Toyota jest jednym z tych producentów samochodów, którzy najmocniej wpłynęli na rozwój rynku pojazdów elektrycznych. Hybrydowa Toyota Prius w pewnym momencie stała się przecież niemalże wzorem zelektryfikowanego samochodu. Teraz, koncern prezentuje nowe rozwiązanie, które może w przyszłości w znaczący sposób zwiększyć zasięg „elektryków”. Wydaje się ono tak rozsądne i genialne w swojej „prostocie”, że rodzi pytanie: czy nikt wcześniej nie wpadł na podobny pomysł?
Toyota testuje działanie paneli słonecznych, umieszczanych na dachach i maskach samochodów elektrycznych. Badania prowadzone na samochodach Prius PHV już teraz dowiodły, że technologia ta w obecnej fazie rozwoju może „każdego dnia” zwiększać zasięg testowanych pojazdów o 44,5 kilometrów lub nawet o 56,3 kilometra, jeśli klimatyzacja, nawigacja i inne kluczowe systemy aut korzystają z niezależnego źródła zasilania.
Firma prowadzi swoje eksperymenty na terenie Japonii, wraz z firmą Sharp i japońską organizacją NEDO. To właśnie NEDO odpowiada za produkcję paneli o grubości zaledwie 0.03 milimetra, których umieszczenie na pojeździe nie wpływa znacząco na jego masę. Dodatkowe panele są w stanie dostarczyć 860 W mocy, czyli ilość wystarczającą do ładowania pojazdu w trakcie jazdy.
Wcześniejsza technologia tego typu pozwalała doładować wyłącznie zaparkowany samochód, ale skutki jej pracy były raczej mizerne. 6 kilometrów dodatkowego zasięgu dziennie nie było warte stosowania dość kosztownej, dodatkowej instalacji.
Pomimo tego, że efekty najnowszego rozwiązania są zadowalające, Toyota studzi optymizm. Przedstawiciele producenta nie podają na razie kiedy zobaczymy pierwszy powszechnie dostępny samochód korzystający z przełomowych paneli słonecznych. Jednocześnie koncern zapowiedział stworzenie swojego pierwszego w pełni elektrycznego samochodu już w 2022 roku. Biorąc pod uwagę spore opóźnienie względem propozycji konkurencji, Toyota szykuje zapewne coś „ekstra” – być może właśnie będzie to auto wykorzystujące omawiane rozwiązanie?

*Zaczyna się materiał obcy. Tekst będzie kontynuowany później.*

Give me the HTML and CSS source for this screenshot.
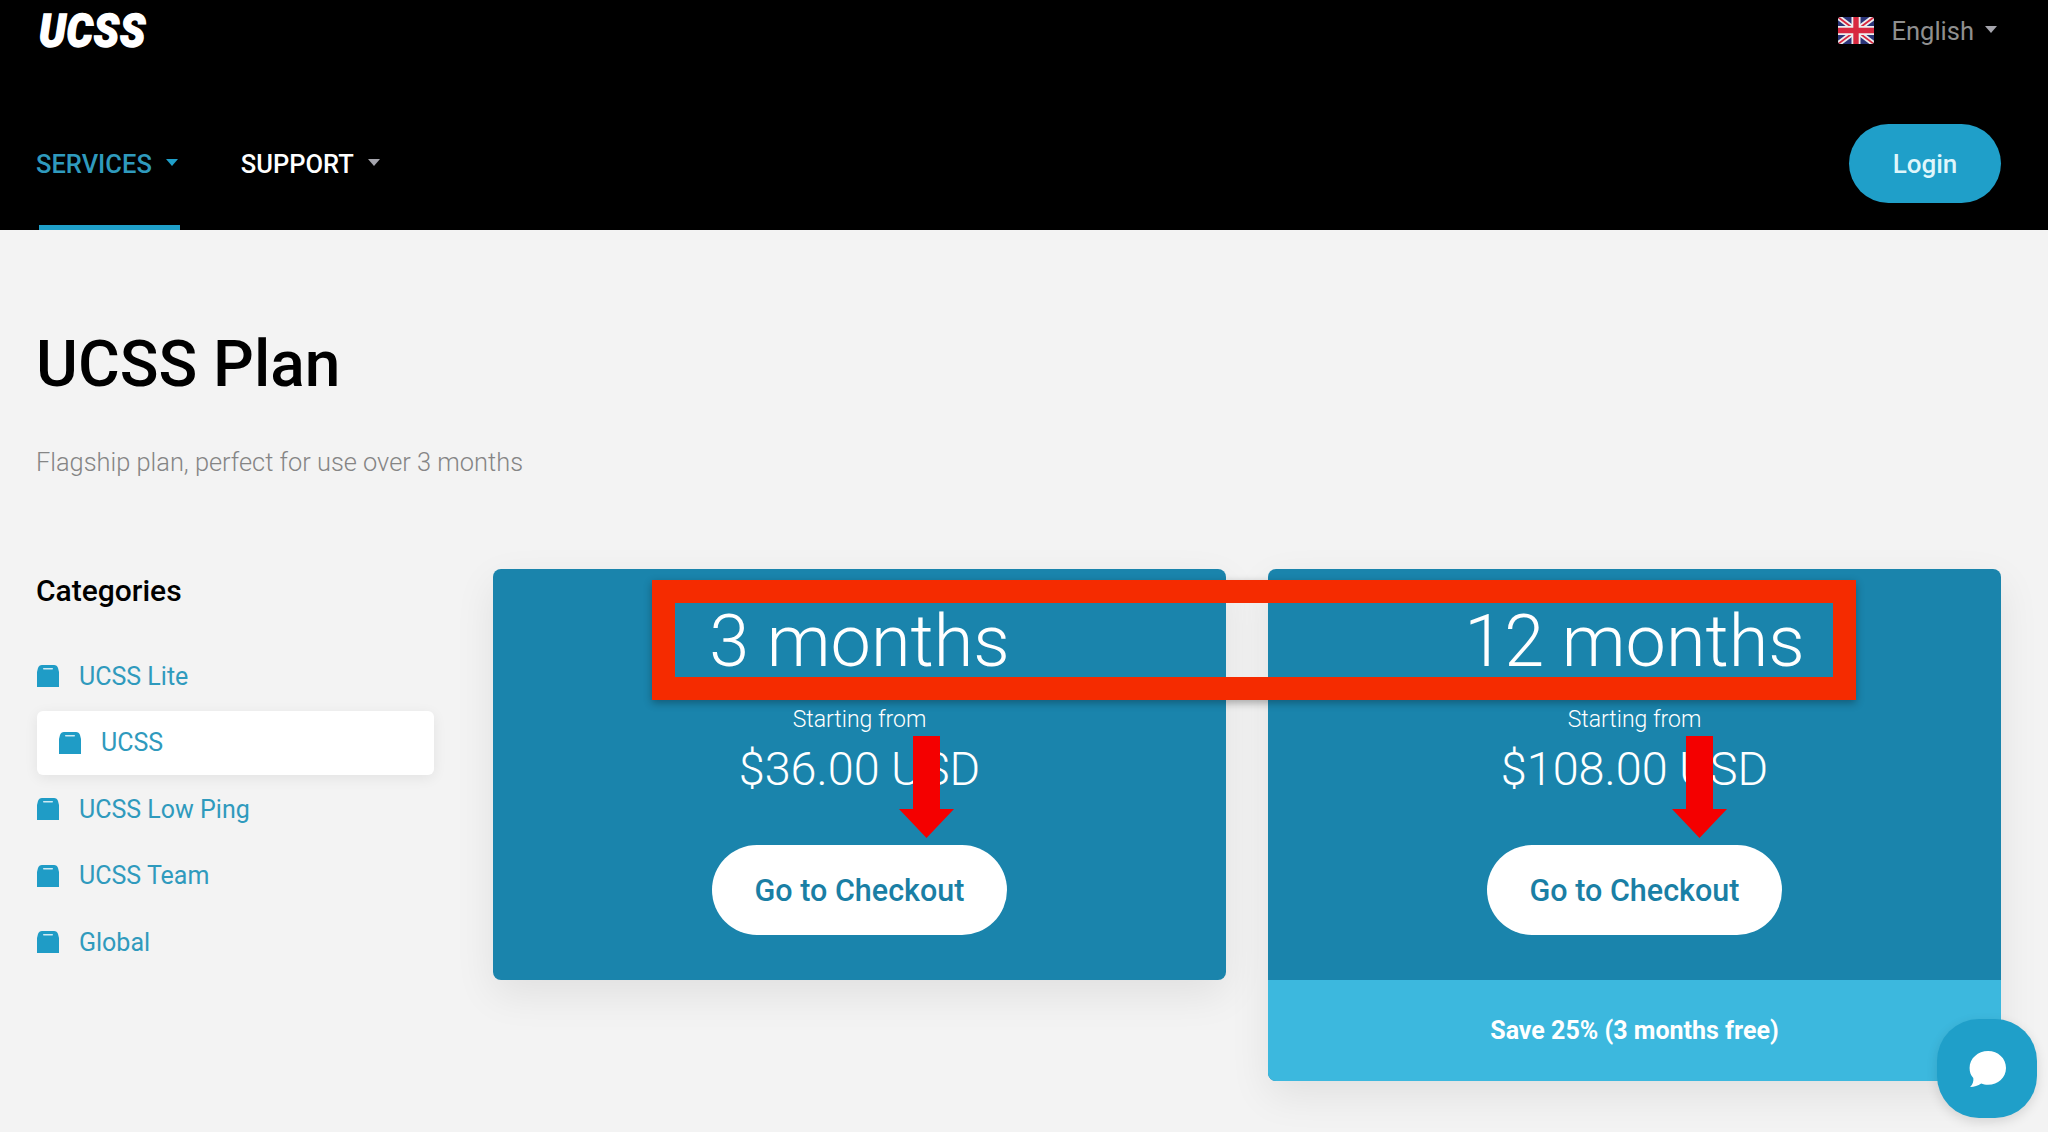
FILE: index.html
```html
<!DOCTYPE html>
<html lang="en">
    <head>
        <meta charset="UTF-8">
        <meta name="viewport" content="width=device-width, initial-scale=1.0">
        <title>UCSS Plan</title>
        <link rel="stylesheet" href="styles.css">
    </head>
<body>
    <header class="site-header">
        <div class="top-row">
            <a class="logo">UCSS</a>
            <div class="language">
                <svg class="flag" viewBox="0 0 60 45" width="36" height="27">
                    <defs><clipPath id="flag-clip"><rect width="60" height="45" rx="5"/></clipPath></defs>
                    <g clip-path="url(#flag-clip)">
                        <rect width="60" height="45" fill="#2a3478"/>
                        <path d="M0 0L60 45M60 0L0 45" stroke="#eee" stroke-width="9"/>
                        <path d="M0 0L60 45M60 0L0 45" stroke="#d8283f" stroke-width="3"/>
                        <path d="M30 0V45M0 22.500H60" stroke="#eee" stroke-width="15"/>
                        <path d="M30 0V45M0 22.500H60" stroke="#d8283f" stroke-width="9"/>
                    </g>
                </svg>
                <span>English</span>
                <i class="caret caret-grey"></i>
            </div>
        </div>
        <nav class="nav-row">
            <a class="nav-link active">SERVICES <i class="caret caret-blue"></i></a>
            <a class="nav-link">SUPPORT <i class="caret caret-grey"></i></a>
            <a class="login-button">Login</a>
        </nav>
    </header>

    <main class="content">
        <h1>UCSS Plan</h1>
        <p class="subtitle">Flagship plan, perfect for use over 3 months</p>

        <div class="plan-layout">
            <aside class="sidebar">
                <h2>Categories</h2>
                <ul class="category-list">
                    <li><svg class="box-icon" viewBox="0 0 22 22"><path d="M5 0H17Q20 0 21 3L22 7V22H0V7L1 3Q2 0 5 0Z" fill="#1f9cc6"/><rect x="6" y="3" width="10" height="1.5" rx=".7" fill="#cfeaf3"/></svg>UCSS Lite</li>
                    <li class="selected"><svg class="box-icon" viewBox="0 0 22 22"><path d="M5 0H17Q20 0 21 3L22 7V22H0V7L1 3Q2 0 5 0Z" fill="#1f9cc6"/><rect x="6" y="3" width="10" height="1.5" rx=".7" fill="#cfeaf3"/></svg>UCSS</li>
                    <li><svg class="box-icon" viewBox="0 0 22 22"><path d="M5 0H17Q20 0 21 3L22 7V22H0V7L1 3Q2 0 5 0Z" fill="#1f9cc6"/><rect x="6" y="3" width="10" height="1.5" rx=".7" fill="#cfeaf3"/></svg>UCSS Low Ping</li>
                    <li><svg class="box-icon" viewBox="0 0 22 22"><path d="M5 0H17Q20 0 21 3L22 7V22H0V7L1 3Q2 0 5 0Z" fill="#1f9cc6"/><rect x="6" y="3" width="10" height="1.5" rx=".7" fill="#cfeaf3"/></svg>UCSS Team</li>
                    <li><svg class="box-icon" viewBox="0 0 22 22"><path d="M5 0H17Q20 0 21 3L22 7V22H0V7L1 3Q2 0 5 0Z" fill="#1f9cc6"/><rect x="6" y="3" width="10" height="1.5" rx=".7" fill="#cfeaf3"/></svg>Global</li>
                </ul>
            </aside>

            <section class="plans">
                <div class="plan-card">
                    <div class="plan-body">
                        <div class="plan-term">3 months</div>
                        <div class="plan-from">Starting from</div>
                        <div class="plan-price">$36.00 USD</div>
                        <a class="checkout-button">Go to Checkout</a>
                    </div>
                </div>
                <div class="plan-card">
                    <div class="plan-body">
                        <div class="plan-term">12 months</div>
                        <div class="plan-from">Starting from</div>
                        <div class="plan-price">$108.00 USD</div>
                        <a class="checkout-button">Go to Checkout</a>
                    </div>
                    <div class="plan-save">Save 25% (3 months free)</div>
                </div>
            </section>
        </div>
    </main>

    <!-- annotations drawn over the screenshot -->
    <div class="mark-box"></div>
    <svg class="mark-arrow arrow-one" viewBox="0 0 55 102"><path d="M14 0H41V73H55L27.5 102L0 73H14Z" fill="#f40000"/></svg>
    <svg class="mark-arrow arrow-two" viewBox="0 0 55 102"><path d="M14 0H41V73H55L27.5 102L0 73H14Z" fill="#f40000"/></svg>

    <a class="chat-button">
        <svg viewBox="0 0 36 36" width="38" height="38"><path d="M19 1C28.5 1 36 8 36 17S28.5 33 19 33C16.5 33 14.5 32.600 12.500 31.800C9.500 34 6 35 2 35C4.500 32.500 5.500 29.500 5 26.500C2.500 24 1.500 20.500 1.500 17C1.500 8 9.500 1 19 1Z" fill="#fff"/></svg>
    </a>
</body>
</html>
```

FILE: styles.css
```css
:root {
    --blue: #1f9fc9;
    --card-blue: #1a84ac;
    --save-blue: #3cb8de;
    --link-blue: #2f9abd;
}

html, body {
    height: 1132px;
    overflow: hidden;
}

body {
    position: relative;
    margin: 0;
    font-family: Roboto, Arial, sans-serif;
    background-color: #f3f3f3;
    color: #000;
}

.site-header {
    height: 230px;
    background-color: #000;
    box-sizing: border-box;
    padding: 0 47px 0 36px;
}

.top-row {
    display: flex;
    justify-content: space-between;
    align-items: center;
    height: 61px;
}

.logo {
    margin-left: 3px;
    font-size: 46px;
    font-weight: 900;
    font-style: italic;
    letter-spacing: 1px;
    color: #fff;
    -webkit-text-stroke: 1.5px #fff;
    transform: scaleX(0.9);
    transform-origin: left center;
}

.language {
    display: flex;
    align-items: center;
    font-size: 25.5px;
    color: #8f8f8f;
    margin-right: 4px;
}

.flag {
    margin-right: 17px;
}

.caret {
    display: inline-block;
    width: 0;
    height: 0;
    border-left: 6px solid transparent;
    border-right: 6px solid transparent;
    border-top: 7px solid;
    vertical-align: middle;
}

.caret-grey {
    color: #a5a5ad;
}

.caret-blue {
    color: var(--blue);
}

.language .caret {
    margin-left: 11px;
    margin-bottom: 2px;
}

.nav-row {
    display: flex;
    align-items: center;
    height: 169px;
    box-sizing: border-box;
    padding-top: 36px;
}

.nav-link {
    position: relative;
    display: flex;
    align-items: center;
    height: 133px;
    font-size: 25.5px;
    font-weight: 500;
    color: #fff;
    margin-right: 63px;
}

.nav-link .caret {
    margin-left: 14px;
    margin-bottom: 2px;
}

.nav-link.active {
    color: var(--link-blue);
}

.nav-link.active::after {
    content: "";
    position: absolute;
    left: 3px;
    right: -2px;
    bottom: 0;
    height: 5px;
    background-color: var(--blue);
}

.login-button {
    display: flex;
    align-items: center;
    justify-content: center;
    margin-left: auto;
    width: 152px;
    height: 79px;
    border-radius: 40px;
    background-color: var(--blue);
    color: #dff6fb;
    font-size: 26px;
    font-weight: 500;
}

.content {
    padding: 0 47px 0 36px;
}

h1 {
    margin: 0;
    padding-top: 97px;
    font-size: 64px;
    line-height: 75px;
    font-weight: 500;
}

.subtitle {
    margin: 45px 0 0;
    font-size: 25.4px;
    line-height: 30px;
    font-weight: 300;
    color: #858585;
}

.plan-layout {
    display: grid;
    grid-template-columns: 398px 1fr;
    gap: 59px;
    margin-top: 92px;
    align-items: start;
}

.sidebar h2 {
    margin: 0;
    padding-top: 2px;
    font-size: 30px;
    line-height: 40px;
    font-weight: 500;
}

.category-list {
    list-style: none;
    margin: 33px 0 0;
    padding: 0;
}

.category-list li {
    display: flex;
    align-items: center;
    height: 64px;
    margin-bottom: 2.6px;
    font-size: 25px;
    color: var(--link-blue);
}

.category-list li.selected {
    margin-left: 1px;
    padding-left: 21px;
    background-color: #fff;
    border-radius: 6px;
    box-shadow: 0 3px 14px rgba(0,0,0,0.07);
}

.box-icon {
    width: 22px;
    height: 22px;
    margin: 0 20px 0 1px;
    flex-shrink: 0;
}

.plans {
    display: grid;
    grid-template-columns: 1fr 1fr;
    gap: 42px;
    align-items: start;
}

.plan-card {
    background-color: var(--card-blue);
    border-radius: 8px;
    overflow: hidden;
    box-shadow: 0 14px 40px rgba(0,0,0,0.08);
    color: #fff;
    text-align: center;
}

.plan-body {
    height: 411px;
    box-sizing: border-box;
    padding-top: 31px;
}

.plan-term {
    font-size: 72px;
    line-height: 84px;
    font-weight: 300;
}

.plan-from {
    margin-top: 22px;
    font-size: 23px;
    line-height: 28px;
    font-weight: 300;
}

.plan-price {
    margin-top: 9px;
    font-size: 46.800px;
    line-height: 53px;
    font-weight: 300;
}

.checkout-button {
    display: flex;
    align-items: center;
    justify-content: center;
    width: 295px;
    height: 90px;
    margin: 49px auto 0;
    border-radius: 45px;
    background-color: #fff;
    color: #1a7fa5;
    font-size: 30.500px;
    font-weight: 500;
}

.plan-save {
    height: 101px;
    line-height: 101px;
    background-color: var(--save-blue);
    font-size: 25px;
    font-weight: 700;
}

.mark-box {
    position: absolute;
    left: 652px;
    top: 580px;
    width: 1204px;
    height: 120px;
    box-sizing: border-box;
    border: 23px solid #f52b00;
    box-shadow: 0 3px 8px rgba(0,0,0,0.3);
}

.mark-arrow {
    position: absolute;
    top: 736px;
    width: 55px;
    height: 102px;
}

.arrow-one {
    left: 899px;
}

.arrow-two {
    left: 1672px;
}

.chat-button {
    position: absolute;
    left: 1937px;
    top: 1019px;
    width: 100px;
    height: 99px;
    display: flex;
    align-items: center;
    justify-content: center;
    border-radius: 42px;
    background-color: var(--blue);
    box-shadow: 0 4px 12px rgba(0,0,0,0.12);
}
```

Co sądzicie o samochodach elektrycznych? Czy uważacie, że obecna liczba stacji ładowania wystarcza daje powody do tego, aby rozważać zakup takiego pojazdu? Ja uważam, że obecnie samochód elektryczny to ciekawa propozycja wyłącznie dla osób dysponujących własnym garażem z odpowiednim źródłem zasilania. Nie wyobrażam sobie użytkowania „elektryka” z perspektywy mieszkańca bloku.